There have been two different types of great bandleaders in American music, a group that includes John Philip Sousa, Bill Monroe, Art Blakey, Miles Davis, Muddy Waters, Howlin’ Wolf, Buck Owens, James Brown, Prince, Frank Zappa, Count Basie, and a few others: the type of bandleader for whom players played above themselves, better than they ever had or would on their own, and the type of bandleader whose ensemble functioned as a kind of “finishing school” or post-grad education, for whom players played great and then left. Monroe, Blakey, Miles, Muddy, JB fall into the latter category: with an astonishing eye for talent, they recruited brilliant youngsters before anyone else had recognized their brilliance, paid them relatively short bread, and watched them move on; Sousa, Wolf, Owens, Zappa, Prince, Basie fall into the former category: an astonishing eye for talent, but players never played as well elsewhere as they did in those seminal bands. The result was that the smarter players stayed in those bands, sometimes for generations.

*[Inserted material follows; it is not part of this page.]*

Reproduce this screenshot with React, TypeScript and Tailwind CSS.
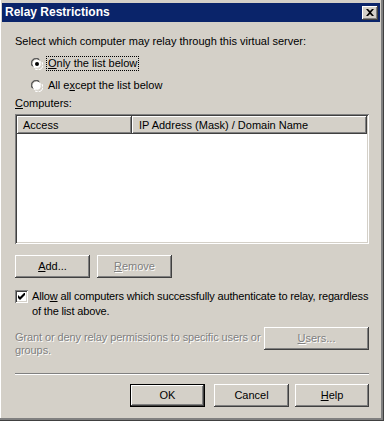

That was never more true than in the Ellington band: some of his sidemen played with him for 3 or 4 or 5 decades, and none of them (with the exception of this 1943 band, which was an exception in many other ways as well) were as successful outside the band’s orbit.

And what a staggeringly brilliant band: trumpets Rex Stewart and Ray Nance (the latter a triple threat on violin and voice as well as trumpet); an incredible and diverse ‘bone section of Lawrence Brown, Juan Tizol, Tricky Sam Nanton, three distinctively different players (Brown a technician, Tizol a valve trombonist, Nanton a specialist in vocalisms and the blues), and the staggering saxophone section of Johnny Hodges, Harry Carney, Ben Webster, Otto Hardwicke, and Chauncey Haughton, Hodges, Hardwicke, and Carney multi-decade veterans and Ben Webster a short-term powerhouse. Very few of these players ever went elsewhere, and Ellington took pains to make it pleasant for them to stay, both musically (by writing beautifully-tailored parts for each individual soloist) and financially (he overpaid them, saying “I let them have all the money, and I have all the fun”). He kept the band on the road for almost 50 years, often losing money on tours and subsidizing it with income from song copyrights, so that he would have the band as a composition workshop (“I can write something that morning and hear it that night”). Virtually no other American composer has had that kind of laboratory, and even only a few of the other leaders I cite were not really composers. The exceptions are JB, Zappa, and Prince, who also developed astonishingly brilliant, complex, and virtuosic on-stage procedures (absolutely incredible live shows from all three).

And what compositions! This January 1943 program shows the fantastic diversity of Duke’s writing: Black and Tan Fantasy, the gorgeous and sexy “jungle music” of the ‘20s; Rockin’ in Rhythm, which I’ve always heard as another in Duke’s series of fantastic portraits of trains (also including Daybreak Express from 1936); the beautiful “tribute” pieces Portrait of Bert Williams and Portrait of Bojangles, which also served as features for various soloists, as do Jack the Bear (for the young bassist Jimmy Blanton) and Boy Meets Horn (for Rex); the knotty complexity of Ko-Ko and Bakiff; and the beautiful, heartfelt, often misunderstood or derogated extended works he wrote as tributes to his people: Black, Brown, and Beige and Come Sunday (the latter featuring the greatest Ellington soloist of all, alto player Johnny Hodges).

There is no way to contain all of Duke Ellington’s genius on a single recording. I teach a 16-week intensive seminar on his music and feel like I’m barely scratching the surface of what’s there. But if you want a sampling of his greatest band and most classic compositions, this is a great place to start.